**THE INPUT**:
▶

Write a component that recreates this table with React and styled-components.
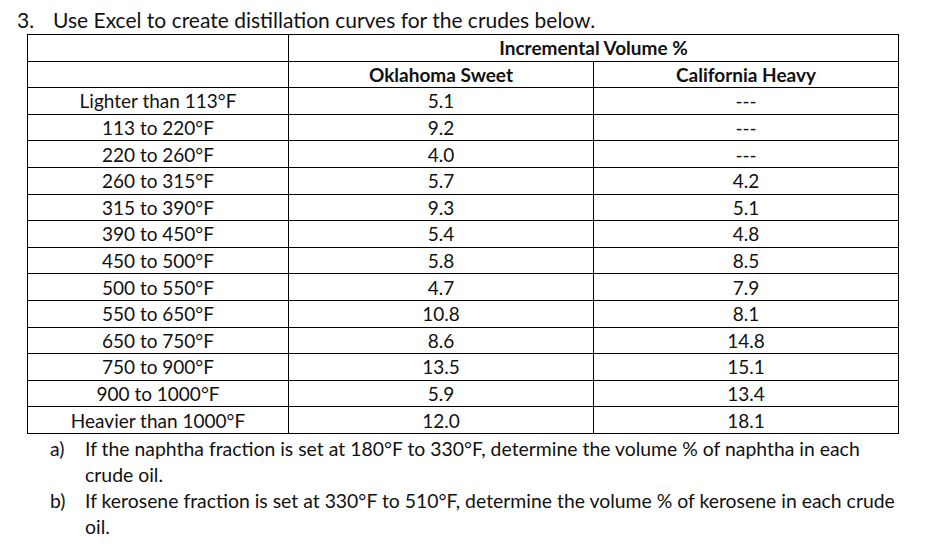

◀
▶

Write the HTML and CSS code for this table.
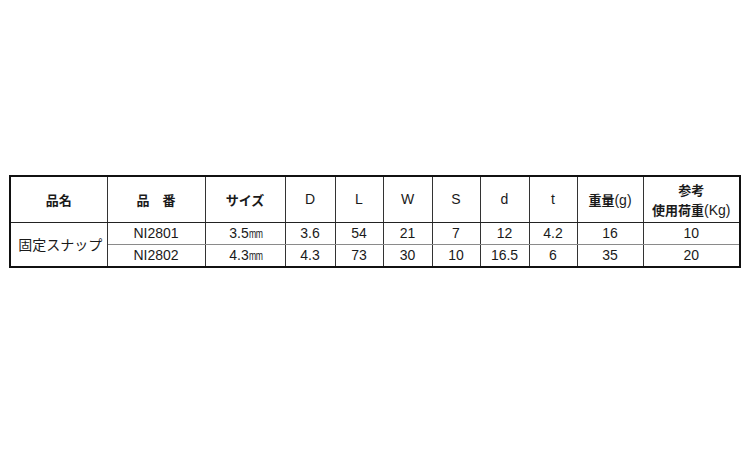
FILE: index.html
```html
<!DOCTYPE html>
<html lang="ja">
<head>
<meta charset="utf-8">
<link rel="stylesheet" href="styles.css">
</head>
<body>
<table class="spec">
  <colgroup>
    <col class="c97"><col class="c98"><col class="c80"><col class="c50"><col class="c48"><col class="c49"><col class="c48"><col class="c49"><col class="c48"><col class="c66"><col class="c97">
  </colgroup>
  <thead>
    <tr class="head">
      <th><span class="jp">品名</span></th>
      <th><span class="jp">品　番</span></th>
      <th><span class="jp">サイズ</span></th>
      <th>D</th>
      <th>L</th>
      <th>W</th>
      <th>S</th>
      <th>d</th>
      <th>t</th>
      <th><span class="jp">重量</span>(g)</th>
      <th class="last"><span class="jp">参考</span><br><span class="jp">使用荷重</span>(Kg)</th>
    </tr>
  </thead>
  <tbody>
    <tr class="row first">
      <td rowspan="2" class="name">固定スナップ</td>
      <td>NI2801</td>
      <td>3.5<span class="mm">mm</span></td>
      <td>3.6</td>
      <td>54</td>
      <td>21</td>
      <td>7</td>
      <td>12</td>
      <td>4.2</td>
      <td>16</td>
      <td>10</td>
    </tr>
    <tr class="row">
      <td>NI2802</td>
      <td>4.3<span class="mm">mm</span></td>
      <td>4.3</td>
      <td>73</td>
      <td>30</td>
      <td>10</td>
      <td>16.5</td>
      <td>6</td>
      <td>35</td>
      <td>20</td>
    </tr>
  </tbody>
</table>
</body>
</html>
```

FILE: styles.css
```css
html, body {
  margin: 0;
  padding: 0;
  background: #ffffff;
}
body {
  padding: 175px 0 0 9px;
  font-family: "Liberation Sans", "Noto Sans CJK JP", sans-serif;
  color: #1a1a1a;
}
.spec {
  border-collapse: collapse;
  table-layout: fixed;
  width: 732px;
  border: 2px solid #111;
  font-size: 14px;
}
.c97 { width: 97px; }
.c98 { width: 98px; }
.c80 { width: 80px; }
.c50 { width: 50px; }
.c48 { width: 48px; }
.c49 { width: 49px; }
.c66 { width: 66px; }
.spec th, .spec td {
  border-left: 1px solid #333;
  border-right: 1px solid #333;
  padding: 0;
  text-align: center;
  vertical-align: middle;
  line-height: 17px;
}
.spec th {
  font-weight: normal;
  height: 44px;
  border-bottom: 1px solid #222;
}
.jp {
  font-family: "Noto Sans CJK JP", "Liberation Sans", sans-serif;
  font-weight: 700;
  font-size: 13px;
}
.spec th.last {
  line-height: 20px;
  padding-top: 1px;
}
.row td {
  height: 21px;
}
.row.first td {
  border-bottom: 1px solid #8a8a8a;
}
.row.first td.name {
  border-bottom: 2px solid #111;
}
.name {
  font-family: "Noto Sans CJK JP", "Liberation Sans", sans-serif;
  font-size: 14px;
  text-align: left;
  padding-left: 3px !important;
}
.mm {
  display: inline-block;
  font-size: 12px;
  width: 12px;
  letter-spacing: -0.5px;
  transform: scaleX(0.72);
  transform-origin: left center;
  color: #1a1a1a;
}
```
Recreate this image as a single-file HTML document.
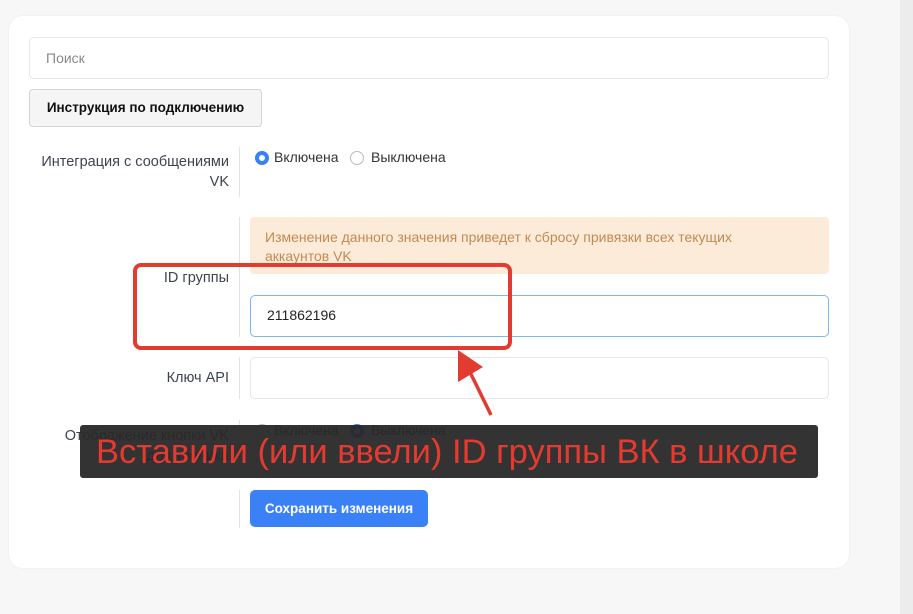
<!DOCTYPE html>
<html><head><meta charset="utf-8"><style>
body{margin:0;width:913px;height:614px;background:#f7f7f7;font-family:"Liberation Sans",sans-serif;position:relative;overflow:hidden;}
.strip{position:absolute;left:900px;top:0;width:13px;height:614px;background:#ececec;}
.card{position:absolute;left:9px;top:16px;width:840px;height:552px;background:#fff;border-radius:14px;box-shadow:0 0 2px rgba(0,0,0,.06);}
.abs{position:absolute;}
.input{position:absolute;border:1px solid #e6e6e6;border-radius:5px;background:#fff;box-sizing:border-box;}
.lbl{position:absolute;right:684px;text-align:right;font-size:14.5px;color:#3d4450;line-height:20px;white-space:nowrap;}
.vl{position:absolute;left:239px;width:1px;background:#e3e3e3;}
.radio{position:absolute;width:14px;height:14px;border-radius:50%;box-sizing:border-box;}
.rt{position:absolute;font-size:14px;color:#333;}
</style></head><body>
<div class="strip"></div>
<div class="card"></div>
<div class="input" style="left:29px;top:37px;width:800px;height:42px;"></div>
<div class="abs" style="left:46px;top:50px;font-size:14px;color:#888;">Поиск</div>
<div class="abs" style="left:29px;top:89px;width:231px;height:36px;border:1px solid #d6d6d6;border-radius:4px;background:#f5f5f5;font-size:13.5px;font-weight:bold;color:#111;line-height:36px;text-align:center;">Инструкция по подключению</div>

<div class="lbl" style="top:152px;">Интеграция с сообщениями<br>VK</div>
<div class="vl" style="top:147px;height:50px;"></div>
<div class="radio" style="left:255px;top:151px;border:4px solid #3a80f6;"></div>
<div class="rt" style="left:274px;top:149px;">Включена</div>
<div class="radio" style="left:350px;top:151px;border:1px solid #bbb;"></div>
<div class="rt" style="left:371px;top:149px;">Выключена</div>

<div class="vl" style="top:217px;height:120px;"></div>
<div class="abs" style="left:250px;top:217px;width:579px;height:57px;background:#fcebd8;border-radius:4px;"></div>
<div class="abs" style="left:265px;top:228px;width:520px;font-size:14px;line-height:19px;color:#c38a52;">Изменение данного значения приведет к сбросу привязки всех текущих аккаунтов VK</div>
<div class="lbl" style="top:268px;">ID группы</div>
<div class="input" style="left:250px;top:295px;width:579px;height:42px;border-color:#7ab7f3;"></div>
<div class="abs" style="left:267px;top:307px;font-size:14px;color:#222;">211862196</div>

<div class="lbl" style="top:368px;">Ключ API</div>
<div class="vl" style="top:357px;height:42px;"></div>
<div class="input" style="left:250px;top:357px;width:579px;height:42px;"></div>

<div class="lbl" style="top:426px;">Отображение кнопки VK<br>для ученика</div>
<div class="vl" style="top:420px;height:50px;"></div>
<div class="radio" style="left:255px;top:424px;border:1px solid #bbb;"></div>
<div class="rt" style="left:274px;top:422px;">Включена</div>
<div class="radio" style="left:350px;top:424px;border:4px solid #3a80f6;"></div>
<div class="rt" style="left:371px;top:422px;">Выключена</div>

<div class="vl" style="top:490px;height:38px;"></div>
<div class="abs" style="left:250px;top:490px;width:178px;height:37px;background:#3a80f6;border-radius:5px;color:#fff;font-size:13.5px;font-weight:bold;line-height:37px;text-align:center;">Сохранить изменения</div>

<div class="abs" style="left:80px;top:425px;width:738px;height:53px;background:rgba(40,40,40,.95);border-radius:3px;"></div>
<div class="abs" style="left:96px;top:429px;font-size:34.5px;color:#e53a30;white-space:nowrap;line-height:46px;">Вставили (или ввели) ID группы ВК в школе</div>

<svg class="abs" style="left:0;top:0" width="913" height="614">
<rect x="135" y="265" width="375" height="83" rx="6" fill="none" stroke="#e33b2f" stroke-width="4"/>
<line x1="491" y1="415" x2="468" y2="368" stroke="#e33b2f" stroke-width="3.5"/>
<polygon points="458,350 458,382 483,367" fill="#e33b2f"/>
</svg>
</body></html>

◀

**WORK TO BE COMPLETED**:
Leave out every line without the string "this" and copy the rest.

**TASK OUTPUT**:
Write a component that recreates this table with React and styled-components.
Write the HTML and CSS code for this table.
Recreate this image as a single-file HTML document.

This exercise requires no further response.